I have also analysed the generated assembly using the compiler explorer. The enabling of exceptions did not alter the function body (that is, no branching or additional return values), but functions ended with a block of exception handling code that was normally unreachable (try
blocks were also pieces of normally unreachable code). This code called destructors and returned control to the exception handling functions. This code, although not executed, was occupying cache (similarly to an early return). This code was not generated for functions that did not stack allocate anything with destructors or functions marked as noexcept
. Thus, performance critical code that does not need to handle errors can be optimised with noexcept
and if it uses something that can throw, it can be optimised by avoiding to stack allocate objects with destructors (however, I haven’t tested if C++ used as C with exceptions is faster than C).
Conclusion
When handling errors, exceptions are the most convenient way of handling errors. I have tested its performance implications on realistic benchmarks. On 64-bit architectures, the cost of having exceptions enabled is less than 1% compared to aborting when an error happens. The usual alternative at handling recoverable errors, error codes, reduce performance by about 5%. Thus, disabling exceptions on PC architectures is not only inconvenient, but also probably harmful to performance.

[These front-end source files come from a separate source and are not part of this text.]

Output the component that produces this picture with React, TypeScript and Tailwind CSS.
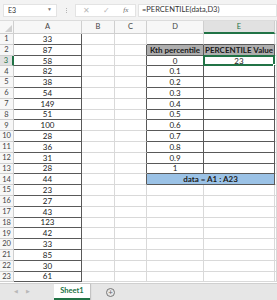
import { Fragment } from 'react';

const VALUES = [33, 87, 58, 82, 38, 54, 149, 51, 100, 28, 36, 31, 28, 44, 23, 27, 43, 123, 42, 33, 85, 30, 61];
const KTH = ['0', '0.1', '0.2', '0.3', '0.4', '0.5', '0.6', '0.7', '0.8', '0.9', '1'];
const COLS = ['A', 'B', 'C', 'D', 'E', ''];

const GRID = '#d9d9d9';
const DARK = '#595959';

// boxed regions: column A rows 1-23, table D2:E14
const inBox = (r: number, c: number) =>
  (c === 0 && r >= 1 && r <= 23) || ((c === 3 || c === 4) && r >= 2 && r <= 14);

const cellText = (r: number, c: number) => {
  if (c === 0) return String(VALUES[r - 1]);
  if (r === 2 && c === 3) return 'Kth percentile';
  if (r === 2 && c === 4) return 'PERCENTILE Value';
  if (c === 3 && r >= 3 && r <= 13) return KTH[r - 3];
  if (c === 4 && r === 3) return '23';
  return '';
};

export default function App() {
  const rows = Array.from({ length: 23 }, (_, i) => i + 1);

  return (
    <div className="w-[277px] h-[300px] overflow-hidden bg-white font-['Lato',sans-serif] text-[#222] flex flex-col">
      {/* formula bar */}
      <div className="h-[21px] shrink-0 bg-[#f3f3f3] flex items-center pl-[3px] gap-[2px] border-b border-[#dcdcdc]">
        <div className="w-[54px] h-[13px] bg-white border border-[#e3e3e3] flex items-center justify-between px-[4px] text-[7px] text-[#333]">
          <span>E3</span>
          <span className="text-[5px] text-[#777]">▼</span>
        </div>
        <div className="w-[14px] flex flex-col items-center gap-[1px]">
          <span className="w-[1px] h-[1px] bg-[#b5b5b5]" />
          <span className="w-[1px] h-[1px] bg-[#b5b5b5]" />
          <span className="w-[1px] h-[1px] bg-[#b5b5b5]" />
        </div>
        <div className="w-[61px] h-[13px] bg-white border border-[#e3e3e3] flex items-center justify-around text-[#b8b8b8] text-[8px]">
          <span>✕</span>
          <span>✓</span>
          <span className="italic font-['Liberation_Serif',serif] text-[#666] text-[7px]">fx</span>
        </div>
        <div className="flex-1 h-[13px] bg-white border border-[#e3e3e3] flex items-center pl-[3px] text-[7.5px] text-[#333]">
          =PERCENTILE(data,D3)
        </div>
      </div>

      {/* sheet */}
      <div className="flex-1 grid grid-cols-[14px_68px_33px_32px_57px_71px_1fr] grid-rows-[13px_repeat(23,10.8px)] content-start text-[8px]">
        {/* header row */}
        <div className="bg-[#f7f7f7] border-r border-b border-[#cfcfcf] relative">
          <span className="absolute right-[1px] bottom-[1px] w-0 h-0 border-l-[7px] border-l-transparent border-b-[7px] border-b-[#d0d0d0]" />
        </div>
        {COLS.map((c, i) => (
          <div
            key={c + i}
            className={
              c === 'E'
                ? 'bg-[#e1e1e1] border-r border-[#cfcfcf] border-b-2 border-b-[#217346] flex items-center justify-center text-[#217346] text-[7.5px]'
                : 'bg-[#f7f7f7] border-r border-b border-[#cfcfcf] flex items-center justify-center text-[#444] text-[7.5px]'
            }
          >
            {c}
          </div>
        ))}

        {rows.map((r) => (
          <Fragment key={r}>
            <div
              className={
                r === 3
                  ? 'bg-[#e1e1e1] border-r-2 border-r-[#217346] border-b border-[#cfcfcf] flex items-center justify-center text-[#217346] text-[7.5px]'
                  : 'bg-[#f7f7f7] border-r border-b border-[#cfcfcf] flex items-center justify-center text-[#444] text-[7.5px]'
              }
            >
              {r}
            </div>
            {COLS.map((_, c) => {
              if (r === 14 && c === 4) return null;
              const boxed = inBox(r, c);
              const rightDark = boxed || inBox(r, c + 1);
              const bottomDark = boxed || inBox(r + 1, c);
              const merged = r === 14 && c === 3;
              const header = r === 2 && (c === 3 || c === 4);
              const bg = merged ? '#9bc2e6' : header ? '#aeaeae' : '#ffffff';
              return (
                <div
                  key={c}
                  className={`relative flex items-center justify-center whitespace-nowrap overflow-visible ${merged ? 'col-span-2' : ''} ${
                    merged || header ? 'font-bold text-[#1a1a1a]' : ''
                  }`}
                  style={{
                    background: bg,
                    borderRight: `1px solid ${rightDark ? DARK : GRID}`,
                    borderBottom: `1px solid ${bottomDark ? DARK : GRID}`,
                  }}
                >
                  {merged ? 'data = A1 : A23' : cellText(r, c)}
                  {r === 3 && c === 4 && (
                    <>
                      <span className="absolute -left-[1px] -top-[1px] -right-[1px] -bottom-[1px] border-2 border-[#217346]" />
                      <span className="absolute -right-[3px] -bottom-[3px] w-[4px] h-[4px] bg-[#217346] border border-white" />
                    </>
                  )}
                </div>
              );
            })}
          </Fragment>
        ))}
      </div>

      {/* sheet tabs */}
      <div className="h-[17px] shrink-0 bg-[#e6e6e6] border-t border-[#d0d0d0] flex items-stretch">
        <div className="w-[54px] flex items-center gap-[8px] pl-[14px] text-[5px] text-[#b8b8b8]">
          <span>◀</span>
          <span>▶</span>
        </div>
        <div className="w-[36px] bg-white flex items-center justify-center text-[7.5px] font-bold text-[#217346] border-b-2 border-[#217346] shadow-[1px_0_1px_rgba(0,0,0,0.15)]">
          Sheet1
        </div>
        <div className="ml-[16px] flex items-center">
          <span className="w-[9px] h-[9px] rounded-full border border-[#777] flex items-center justify-center text-[8px] leading-none text-[#666]">
            +
          </span>
        </div>
      </div>
    </div>
  );
}
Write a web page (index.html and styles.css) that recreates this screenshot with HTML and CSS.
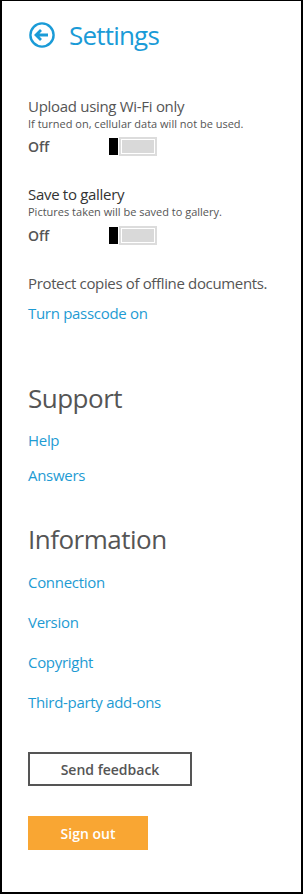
FILE: index.html
```html
<!DOCTYPE html>
<html>
<head>
<meta charset="utf-8">
<link rel="stylesheet" href="styles.css">
</head>
<body>
<div class="page">
  <header class="header">
    <svg class="back" width="26" height="26" viewBox="0 0 26 26">
      <circle cx="13" cy="13" r="11.6" fill="none" stroke="#1a9bd7" stroke-width="2.4"/>
      <path d="M7 13 H19 M12 8 L7 13 L12 18" fill="none" stroke="#1a9bd7" stroke-width="2.8" stroke-linecap="butt" stroke-linejoin="miter"/>
    </svg>
    <h1 class="title">Settings</h1>
  </header>

  <section class="setting s-first">
    <div class="label">Upload using Wi-Fi only</div>
    <div class="hint">If turned on, cellular data will not be used.</div>
    <div class="toggle-row">
      <span class="state">Off</span>
      <span class="switch"><span class="thumb"></span><span class="track"></span></span>
    </div>
  </section>

  <section class="setting s-next">
    <div class="label dark">Save to gallery</div>
    <div class="hint">Pictures taken will be saved to gallery.</div>
    <div class="toggle-row">
      <span class="state">Off</span>
      <span class="switch"><span class="thumb"></span><span class="track"></span></span>
    </div>
  </section>

  <div class="protect">Protect copies of offline documents.</div>
  <a class="link passcode">Turn passcode on</a>

  <h2 class="heading support">Support</h2>
  <nav class="links tight">
    <a class="link">Help</a>
    <a class="link">Answers</a>
  </nav>

  <h2 class="heading info">Information</h2>
  <nav class="links wide">
    <a class="link">Connection</a>
    <a class="link">Version</a>
    <a class="link">Copyright</a>
    <a class="link">Third-party add-ons</a>
  </nav>

  <button class="btn feedback">Send feedback</button>
  <button class="btn signout">Sign out</button>
</div>
</body>
</html>
```

FILE: styles.css
```css
* { box-sizing: border-box; }
html, body { margin: 0; padding: 0; background: #fff; }
body { font-family: "Open Sans", "Noto Sans", sans-serif; color: #555; }

.page {
  width: 303px;
  height: 894px;
  border-style: solid;
  border-color: #000;
  border-width: 1px 2px 2px 2px;
  padding-left: 26px;
  display: flex;
  flex-direction: column;
  align-items: flex-start;
}

.header {
  margin-top: 14px;
  height: 40px;
  display: flex;
  align-items: center;
  gap: 14px;
}
.back { display: block; margin-left: 1px; }
.title {
  margin: 0;
  font-weight: 400;
  font-size: 26px;
  line-height: 40px;
  letter-spacing: -0.8px;
  color: #1a9bd7;
}

.setting { display: flex; flex-direction: column; }
.s-first { margin-top: 41px; }
.s-next { margin-top: 28px; }

.label { font-size: 15px; line-height: 20px; letter-spacing: -0.3px; color: #555; }
.label.dark { color: #333; }
.hint { font-size: 11px; line-height: 16px; color: #555; }

.toggle-row { display: flex; align-items: center; height: 19px; margin-top: 5px; }
.s-next .toggle-row { margin-top: 6px; }
.state { width: 80px; font-size: 14px; font-weight: 600; color: #555; line-height: 19px; }
.switch { display: flex; width: 49px; height: 19px; }
.thumb { width: 11px; height: 19px; background: #000; border: 1px solid #fff; }
.track {
  flex: 1;
  height: 19px;
  background: #d9d9d9;
  border: 2px solid #dcdcdc;
  box-shadow: inset 0 0 0 1px #fff;
}

.protect { margin-top: 28px; font-size: 15px; line-height: 20px; letter-spacing: -0.35px; color: #555; }

.link { display: block; font-size: 15px; line-height: 20px; letter-spacing: -0.3px; color: #1e9bd3; text-decoration: none; }
.passcode { margin-top: 10px; }

.heading { margin: 0; font-weight: 400; font-size: 26px; line-height: 36px; letter-spacing: -0.5px; color: #555; }
.support { margin-top: 57px; }
.info { margin-top: 36px; }

.links { display: flex; flex-direction: column; }
.tight { margin-top: 14px; gap: 15px; }
.wide { margin-top: 15px; gap: 20px; }

.btn {
  font-family: "Open Sans", "Noto Sans", sans-serif;
  font-size: 14px;
  font-weight: 600;
  height: 34px;
  padding: 0;
  cursor: pointer;
}
.feedback {
  margin-top: 40px;
  width: 164px;
  background: #fff;
  color: #555;
  border: 2px solid #555;
}
.signout {
  margin-top: 30px;
  width: 120px;
  background: #f9a633;
  color: #fff;
  border: none;
}
```
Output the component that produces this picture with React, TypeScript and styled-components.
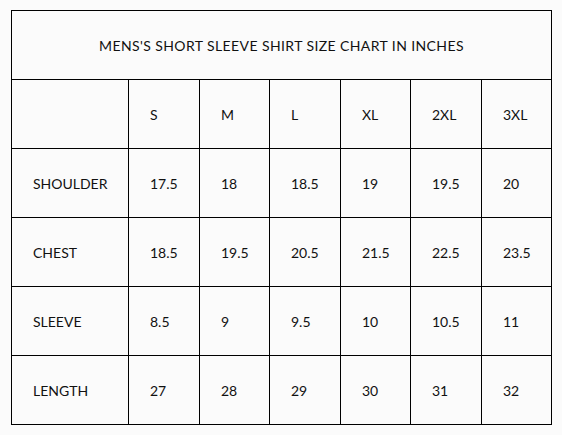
import styled, { createGlobalStyle } from "styled-components";

const GlobalStyle = createGlobalStyle`
  html, body {
    margin: 0;
    padding: 0;
    background: #fbfbfb;
  }
  body {
    padding: 10px 0 0 11px;
    font-family: Lato, "Liberation Sans", sans-serif;
    color: #111;
  }
`;

const ChartTable = styled.table`
  border-collapse: collapse;
  table-layout: fixed;
  width: 541px;
  font-size: 14px;
  border: 1px solid #000;
`;

const Col = styled.col<{ $w: number }>`
  width: ${(p) => p.$w}px;
`;

const Cell = styled.td`
  border: 1px solid #000;
  padding: 0 0 0 21px;
  text-align: left;
  height: 68px;
  white-space: nowrap;
`;

const TitleCell = styled.th`
  border: 1px solid #000;
  font-weight: 400;
  text-align: center;
  padding: 0;
  height: 68px;
  letter-spacing: 0.4px;
`;

const colWidths = [117, 71, 70, 71, 70, 71, 70];
const sizes = ["S", "M", "L", "XL", "2XL", "3XL"];

interface IRow {
  label: string;
  values: string[];
}

const rows: IRow[] = [
  { label: "SHOULDER", values: ["17.5", "18", "18.5", "19", "19.5", "20"] },
  { label: "CHEST", values: ["18.5", "19.5", "20.5", "21.5", "22.5", "23.5"] },
  { label: "SLEEVE", values: ["8.5", "9", "9.5", "10", "10.5", "11"] },
  { label: "LENGTH", values: ["27", "28", "29", "30", "31", "32"] },
];

function App() {
  return (
    <>
      <GlobalStyle />
      <ChartTable>
        <colgroup>
          {colWidths.map((w, i) => (
            <Col key={i} $w={w} />
          ))}
        </colgroup>
        <thead>
          <tr>
            <TitleCell colSpan={7}>MENS'S SHORT SLEEVE SHIRT SIZE CHART IN INCHES</TitleCell>
          </tr>
        </thead>
        <tbody>
          <tr>
            <Cell />
            {sizes.map((s) => (
              <Cell key={s}>{s}</Cell>
            ))}
          </tr>
          {rows.map((r) => (
            <tr key={r.label}>
              <Cell>{r.label}</Cell>
              {r.values.map((v, i) => (
                <Cell key={i}>{v}</Cell>
              ))}
            </tr>
          ))}
        </tbody>
      </ChartTable>
    </>
  );
}

export default App;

Interesting read, just one precision, exception is a trade-off between CPU and memory depending on the compiler and platform. On x86, you can check your binary size, but compiled with -fno-exceptions the binary is 30% smaller than the one compiled with exception. On embedded system, the implementation is usually toward preventing memory usage and so their is an increase CPU usage. I haven’t looked at what iOS or Android would do, I am guessing they have enough storage that they are tuned toward increased storage consumption, but I wonder.
I had a similar result with the size of the binaries. I have mentioned it somewhere, but I didn’t go very deep into it, because I don’t think executable size matters much outside of embedded platforms.